Heureusement la plupart du temps, l’intrigue fonctionne particulièrement bien, les deux protagonistes centraux sont absolument fascinants, et c’est ce qui constitue une grande partie de cet aspect émotionnel déjà évoqué. Infinite en se centrant plus sur ses personnages, joue beaucoup plus avec l’empathie, forcement. Justement, Elizabeth en tête, qui brille comme rarement un personnage a brillé dans un Jv. Elizabeth qui va être façonné aussi bien par les évènements majeurs, comme la trahison d’un autre personnage, que par les évènements anodins dont les effets sont décelés petit à petit à mesure que l’on progresse (découverte de la société, identification à son compagnon d’infortune, etc.). Le personnage passe par trois étapes majeures dont nous allons être témoin, une évolution qui crédibilise la jeune fille et renforce notre attachement à ce petit enchevêtrement de polygones auquel les équipes d’Irrational ont magnifiquement donné vie. Car même en dehors des phases purement narratives, Elizabeth ne se contente pas de nous accompagner passivement : elle observe l’environnement, s’assoie quand un fauteuil le permet, adopte des postures retranscrivant son état d’esprit. Vraiment un point fort du jeu. Si ce n’est le point fort du jeu. Ceci jusqu’au dénouement final que tous les passionnés de mindfuck (présent !) vont savourer pleinement.
Mais tout cet aspect affect n’aurait très certainement pas aussi bien fonctionné si la narration n’avait pas été aussi bonne : une aventure que l’on parcourt la vue à la première personne du début à la fin, une compréhension des évènements qui se joue parfois dans les détails (les anachronismes par exemple), l’utilisation de décors théâtraux pour relater des faits passé, etc. Vraiment un tour de force malgré l’utilisation des enregistrements audio parfois maladroite (trouver des voxophones contestataires/compromettants dans des lieux incongrus alors qu’un système presque totalitaire dirige Colombia, logique).
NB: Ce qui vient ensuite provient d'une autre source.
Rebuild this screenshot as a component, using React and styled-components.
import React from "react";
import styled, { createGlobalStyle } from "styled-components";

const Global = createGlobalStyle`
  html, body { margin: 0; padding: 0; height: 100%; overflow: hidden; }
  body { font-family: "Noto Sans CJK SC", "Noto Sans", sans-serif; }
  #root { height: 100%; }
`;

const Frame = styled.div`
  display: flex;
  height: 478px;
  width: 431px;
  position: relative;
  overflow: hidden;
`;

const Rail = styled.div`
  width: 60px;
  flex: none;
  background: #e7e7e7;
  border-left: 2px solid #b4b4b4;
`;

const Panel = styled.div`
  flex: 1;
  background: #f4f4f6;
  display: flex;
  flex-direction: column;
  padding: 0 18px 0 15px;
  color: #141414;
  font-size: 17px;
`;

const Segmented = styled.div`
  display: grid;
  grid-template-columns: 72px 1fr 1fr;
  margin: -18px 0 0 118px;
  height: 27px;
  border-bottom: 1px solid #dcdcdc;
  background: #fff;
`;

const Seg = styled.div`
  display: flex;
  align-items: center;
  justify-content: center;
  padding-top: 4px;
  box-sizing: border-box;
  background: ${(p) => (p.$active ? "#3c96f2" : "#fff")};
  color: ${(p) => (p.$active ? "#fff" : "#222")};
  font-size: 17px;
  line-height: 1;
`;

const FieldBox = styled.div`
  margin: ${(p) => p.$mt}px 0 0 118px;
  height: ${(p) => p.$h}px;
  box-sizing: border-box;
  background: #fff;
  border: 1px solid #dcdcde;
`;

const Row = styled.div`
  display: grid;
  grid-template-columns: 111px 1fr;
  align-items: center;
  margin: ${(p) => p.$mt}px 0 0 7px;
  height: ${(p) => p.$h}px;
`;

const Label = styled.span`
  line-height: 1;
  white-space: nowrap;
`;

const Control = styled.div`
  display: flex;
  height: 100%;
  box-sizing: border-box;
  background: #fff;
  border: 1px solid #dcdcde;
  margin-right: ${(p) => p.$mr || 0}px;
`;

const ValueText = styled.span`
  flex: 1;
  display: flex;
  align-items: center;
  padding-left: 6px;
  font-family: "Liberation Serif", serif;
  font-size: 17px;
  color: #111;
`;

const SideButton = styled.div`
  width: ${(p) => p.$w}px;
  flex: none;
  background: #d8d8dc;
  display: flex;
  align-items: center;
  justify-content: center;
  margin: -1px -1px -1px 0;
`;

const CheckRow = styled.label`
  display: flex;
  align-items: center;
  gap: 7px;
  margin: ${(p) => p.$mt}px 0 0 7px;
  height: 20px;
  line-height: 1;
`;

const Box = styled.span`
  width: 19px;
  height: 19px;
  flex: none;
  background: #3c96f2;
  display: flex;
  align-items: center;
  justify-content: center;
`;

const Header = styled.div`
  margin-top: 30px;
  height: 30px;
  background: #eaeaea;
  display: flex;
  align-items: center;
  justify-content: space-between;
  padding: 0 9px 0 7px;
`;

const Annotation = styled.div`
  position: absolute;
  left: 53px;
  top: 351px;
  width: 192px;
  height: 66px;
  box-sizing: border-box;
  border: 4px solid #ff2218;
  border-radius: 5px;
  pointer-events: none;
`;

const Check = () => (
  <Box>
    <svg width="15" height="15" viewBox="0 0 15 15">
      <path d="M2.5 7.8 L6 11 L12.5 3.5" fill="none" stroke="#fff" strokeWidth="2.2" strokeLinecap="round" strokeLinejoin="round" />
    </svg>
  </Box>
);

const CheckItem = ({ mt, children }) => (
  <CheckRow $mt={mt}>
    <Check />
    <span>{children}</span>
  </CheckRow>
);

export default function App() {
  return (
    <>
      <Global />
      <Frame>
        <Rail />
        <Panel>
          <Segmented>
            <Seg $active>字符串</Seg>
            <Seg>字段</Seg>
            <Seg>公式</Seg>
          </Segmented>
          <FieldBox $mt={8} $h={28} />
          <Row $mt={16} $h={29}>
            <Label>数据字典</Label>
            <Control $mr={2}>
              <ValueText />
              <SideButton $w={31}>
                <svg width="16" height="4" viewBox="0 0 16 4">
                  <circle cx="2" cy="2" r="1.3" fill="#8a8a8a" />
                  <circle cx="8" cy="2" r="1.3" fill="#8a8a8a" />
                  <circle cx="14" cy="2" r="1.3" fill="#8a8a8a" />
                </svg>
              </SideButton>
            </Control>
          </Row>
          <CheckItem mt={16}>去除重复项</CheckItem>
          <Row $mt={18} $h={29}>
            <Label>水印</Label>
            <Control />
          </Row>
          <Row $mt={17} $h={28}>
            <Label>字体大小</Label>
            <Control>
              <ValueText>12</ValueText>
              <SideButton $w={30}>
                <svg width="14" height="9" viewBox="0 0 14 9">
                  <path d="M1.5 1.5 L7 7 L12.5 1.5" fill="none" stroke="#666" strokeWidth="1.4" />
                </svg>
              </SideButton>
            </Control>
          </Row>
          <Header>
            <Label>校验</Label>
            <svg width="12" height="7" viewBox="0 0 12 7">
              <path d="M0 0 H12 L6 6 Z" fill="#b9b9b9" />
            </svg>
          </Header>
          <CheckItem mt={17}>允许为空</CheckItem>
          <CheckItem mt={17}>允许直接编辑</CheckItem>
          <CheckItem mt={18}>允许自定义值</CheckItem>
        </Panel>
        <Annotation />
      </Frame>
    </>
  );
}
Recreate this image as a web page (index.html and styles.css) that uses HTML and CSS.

Voilà, je ne vais pas m’étendre beaucoup plus, vous dire que le jeu est absolument magnifique, vous dire que le souci du détail apporté aux décors est parfois à la limite du terrifiant (malgré 3.5 pnj différents), etc. Tout ça a été dit mainte et mainte fois surement bien mieux que je ne pourrais l’expliquer.
Bioshock Infinite m’a rappelé que le triple A audacieux n’a pas encore trépassé. On pourrait rétorquer froidement que ce n’est qu’un FPS narratif, linéaire et scripté, surement à raison. Personnellement, j’y ai trouvé bien plus.